Few other films look like “Caligari”, but its constricted studio size and low budget adds to a notion that the film’s bold artistic choices were made due to the practical concerns of when it was in production from 1919-20. Lighting effects were also much harder to achieve in the silent film era, making the painting of contrasting blacks and whites onto the backdrops – and, through make-up, onto the actors – an easier path to achieving contrast.
The small Lixie-Film studio, located in the Weissensee area of Berlin, was originally built in 1914, at a time when many film studios were still essentially greenhouses, trying to catch as much natural light as possible, in any way possible – attempts in chiaroscuro in early silent films would have been made with natural light. Carbon arc lights were only introduced in 1912, entering theatres before being adapted for filmmaking, and with film stock at the time being insensitive to red light rendered tungsten-based incandescent lighting as useless. The manufacture of film stock sensitive to the whole colour spectrum would begin in 1927, just as adding sound to motion pictures became a further headache for studios to overcome.

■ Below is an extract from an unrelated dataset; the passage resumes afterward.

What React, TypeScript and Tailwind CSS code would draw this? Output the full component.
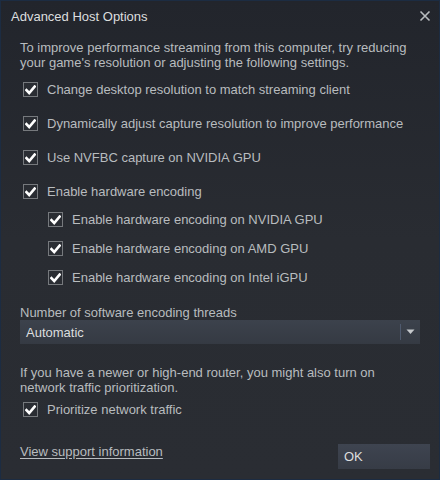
import React from 'react';

const Check = ({ label }: { label: string }) => (
  <div className="flex h-[15px] items-center gap-[9px]">
    <span className="flex h-[15px] w-[15px] shrink-0 items-center justify-center border border-[#76797d] bg-[#2a2d33]">
      <svg width="11" height="10" viewBox="0 0 11 10">
        <path d="M1.5 5.2 L4.2 8 L9.6 1.6" fill="none" stroke="#ffffff" strokeWidth="2.6" strokeLinecap="square" />
      </svg>
    </span>
    <span>{label}</span>
  </div>
);

const App = () => {
  return (
    <div
      className="flex h-[480px] w-[440px] flex-col overflow-hidden border border-[#1c2c42] bg-gradient-to-b from-[#22252c] via-[#292c32] to-[#2a2d33] text-[13px] leading-[15px] text-[#b8bcbf]"
      style={{ fontFamily: '"Liberation Sans", Arial, sans-serif' }}
    >
      <div className="flex h-[30px] shrink-0 items-center justify-between pl-[10px] pr-[8px]">
        <span className="text-[13px] text-[#dcdedf]">Advanced Host Options</span>
        <svg width="12" height="12" viewBox="0 0 12 12">
          <path d="M1.5 1.5 L10.5 10.5 M10.5 1.5 L1.5 10.5" stroke="#b8bcbf" strokeWidth="1.6" />
        </svg>
      </div>

      <div className="flex flex-1 flex-col px-[19px] pt-[9px]">
        <p>
          To improve performance streaming from this computer, try reducing your game's resolution or adjusting the
          following settings.
        </p>

        <div className="mt-[12px] flex flex-col gap-[19px] pl-[3px]">
          <Check label="Change desktop resolution to match streaming client" />
          <Check label="Dynamically adjust capture resolution to improve performance" />
          <Check label="Use NVFBC capture on NVIDIA GPU" />
          <Check label="Enable hardware encoding" />
        </div>

        <div className="mt-[13px] flex flex-col gap-[14px] pl-[28px]">
          <Check label="Enable hardware encoding on NVIDIA GPU" />
          <Check label="Enable hardware encoding on AMD GPU" />
          <Check label="Enable hardware encoding on Intel iGPU" />
        </div>

        <div className="mt-[20px]">Number of software encoding threads</div>
        <div className="flex h-[24px] shrink-0 items-center justify-between bg-gradient-to-b from-[#3c424c] to-[#353a43] pl-[6px]">
          <span className="text-[#dcdedf]">Automatic</span>
          <div className="flex h-full items-center">
            <span className="h-[16px] w-px bg-[#4f5a6e]" />
            <svg className="mx-[5px]" width="9" height="6" viewBox="0 0 9 6">
              <path d="M0.5 0.5 L8.5 0.5 L4.5 5 Z" fill="#c6c9cc" />
            </svg>
          </div>
        </div>

        <p className="mt-[21px]">
          If you have a newer or high-end router, you might also turn on network traffic prioritization.
        </p>
        <div className="mt-[7px] pl-[3px]">
          <Check label="Prioritize network traffic" />
        </div>

        <div className="mt-[27px] flex items-start justify-between">
          <span className="underline underline-offset-2">View support information</span>
          <button className="mr-[-10px] h-[25px] w-[92px] bg-gradient-to-b from-[#3e4450] to-[#373c46] pl-[6px] text-left text-[#dcdedf]">
            OK
          </button>
        </div>
      </div>
    </div>
  );
};

export default App;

The expressionistic effect of “Caligari” has taken on a different meaning for me on more recent viewings. I initially saw it in rather poor public domain prints, the outlines of what the art direction intended reducing details down to shades and impressions of light and darkness. Subsequent restorations of the film, and Blu-ray and 4K home editions, means that individual brushstrokes can be properly admired, painting light as much as painting with light.